Devil’s Marbleyard in Natural Bridge Station is an eight-acre field of boulders you must climb up, over and around to conquer this 4.0-mile out-and-back hike.
This super-size rock scramble was most likely created many years ago by frost wedging, when water froze and broke large rocks down over time.
A forested hike on the Belfast Trail leads to what feels like a never-ending field of quartzite boulders – some the size of cars – that leaves visitors in awe.
#9: Natural Chimneys
At Natural Chimneys Regional Park in Mount Solon, limestone formations inspire and awe. More than that, these natural chimneys are really cool.
The seven natural limestone towers began to take shape some 500 million years ago, in the Paleozoic Era. At the time, the area was completely underwater.
A 1.9-mile loop circles the park, allowing visitors to take in views from atop the geologically-curious formations, as well as from just a few yards in front of them.
#10: Mount Rogers
A 5.2-mile hike (one-way) that begins at Massie Gap in Grayson Highlands State Park leads to Mount Rogers, the highest natural point in Virginia at 5,728-feet-tall.
The trek largely follows the white-blazed Appalachian Trail, passing through Wilburn Ridge. Here you’ll find plenty of free-roaming wild ponies.

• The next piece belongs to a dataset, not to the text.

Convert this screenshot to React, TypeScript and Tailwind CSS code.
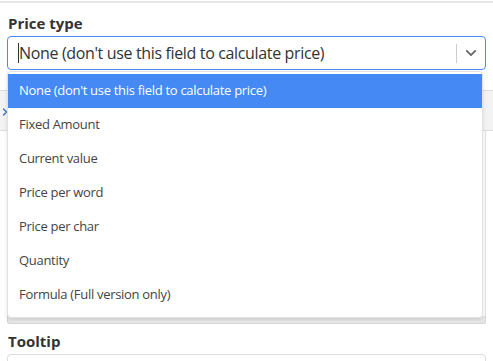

For those eager to enjoy this natural wonder by way of a backpacking adventure, there are shelters and backcountry camping spots along the way for your tent.
#11: Luray Caverns
Underground caverns filled with awe-inspiring stalactites and stalagmites with names like Totem Poles and Titania’s Veil are at Luray Caverns in Luray.
Luray Caverns is the largest cavern on the east coast. More than one-mile of paved walkway leads visitors to geological wonders and natural formations.
Great Stalacpipe Organ is a must-see while underground. Invented in 1954, this organ is the largest musical instrument in the world and directs stalactites to sing.
#12: Great Dismal Swamp
Suffolk’s Great Dismal Swamp National Wildlife Refuge is home to the largest intact remnant of a marshy habitat that once spanned more than one million acres.
It’s home to Lake Drummond, one of two natural lakes in Virginia. Set in the heart of the Great Dismal Swamp, the lake is known for its bald cypress trees.
Hike or bike the Washington Ditch Trail to the pier at Lake Drummond by way of a dirt road and a short boardwalk trail. Keep your eyes open for waterfowl.